Seattle’s Density Dilemma: The Call for Public Oversight in Land Use Reform
Seattle residents are demanding a more transparent review process for the city’s sweeping land-use changes, arguing that rapid urban growth requires deeper scientific scrutiny and direct community input. As the city navigates a critical juncture in its Comprehensive Plan update, critics and civic advocates are pushing for a formal mechanism that allows citizens to question the environmental and infrastructure impacts of high-density zoning.
The Stakes of the 2035-2044 Comprehensive Plan
At the center of the current debate is the city’s ongoing update to its Comprehensive Plan, a foundational document that dictates growth patterns, housing density, and transit infrastructure for the next two decades. According to the Seattle Office of Planning and Community Development, this update is designed to accommodate significant population growth while addressing the city’s ongoing housing affordability crisis. However, the sheer scale of the proposed rezonings has sparked a pushback from neighborhood groups who believe the current environmental review process—specifically the Environmental Impact Statement (EIS)—lacks the granularity needed to address hyper-local concerns.

The tension here is not just about development; it is about the “so what” of urban life. For a resident in a single-family neighborhood facing a transition to multi-family housing, the impact manifests in immediate, tangible ways: increased traffic congestion, strained utility infrastructure, and the loss of existing tree canopies. When these cumulative impacts are analyzed only at a macro level, individual communities often feel their concerns are being dismissed as mere “not in my backyard” (NIMBY) sentiment, rather than legitimate data-driven inquiries.
Data, Density, and the Burden of Proof
Historically, Seattle has relied on the State Environmental Policy Act (SEPA) to govern how it handles the fallout of development. However, critics argue that SEPA, in its current application, has become a check-the-box exercise rather than a robust investigative tool. Not since the major shifts in regional planning during the 1990s has the city grappled with such a fundamental transformation of its residential character.

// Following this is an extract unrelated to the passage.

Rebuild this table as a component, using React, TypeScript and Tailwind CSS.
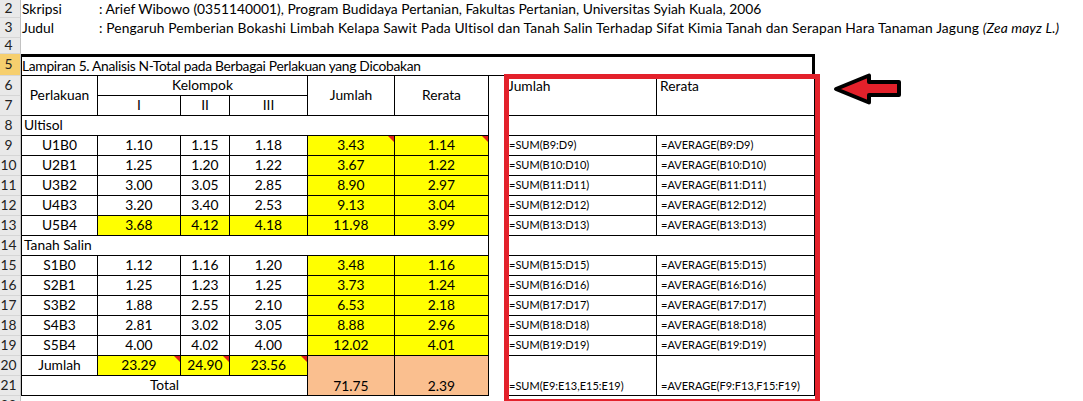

Dr. Elena Rossi, an urban planning consultant who has tracked municipal growth policies, notes that the problem often lies in the disconnect between citywide projections and neighborhood reality. “When a city plans for 100,000 new units, it looks at the aggregate capacity of the grid,” Rossi explains. “But the grid is not a monolith. It is a series of interconnected, aging systems that may fail long before the city reaches its theoretical capacity.”
The Devil’s Advocate: Why Speed Matters
Proponents of the current, streamlined approach argue that any move to increase public inquiry into land-use impacts is a veiled attempt to stall progress. From an economic perspective, the urgency is real. With the region’s population growth showing little sign of slowing, the Puget Sound Regional Council has consistently highlighted that a failure to increase housing supply will inevitably exacerbate rent volatility and displacement.
For city officials, the goal is to prevent a “death by a thousand cuts” scenario, where individual legal challenges to environmental impact reports essentially freeze construction projects for years. They maintain that the current review process is sufficient and that adding layers of public questioning would disproportionately benefit wealthier neighborhoods that already have the resources to hire legal counsel to obstruct new development.
Bridging the Gap: What Comes Next
The path forward likely involves a compromise that neither side currently fully endorses. Some civic leaders have proposed a “neighborhood-level dashboard” that would allow residents to see the projected impact of specific rezonings on local sewage, school capacity, and transit frequency in real-time. This would move the conversation from vague objections to precise, data-backed questions.

Ultimately, the city must decide whether it views resident feedback as an obstacle to be managed or a vital component of urban planning. If the goal is to build a city that is not only denser but also livable, the burden of proof may need to shift. Instead of residents having to prove that a project will cause harm, the city may soon find that it must proactively demonstrate how each neighborhood will be supported as it grows.
The transformation of Seattle is happening in real-time. Whether that transformation results in a resilient, equitable city or a fragmented one depends on whether the council chooses to listen to the people currently living in the crosshairs of the cranes.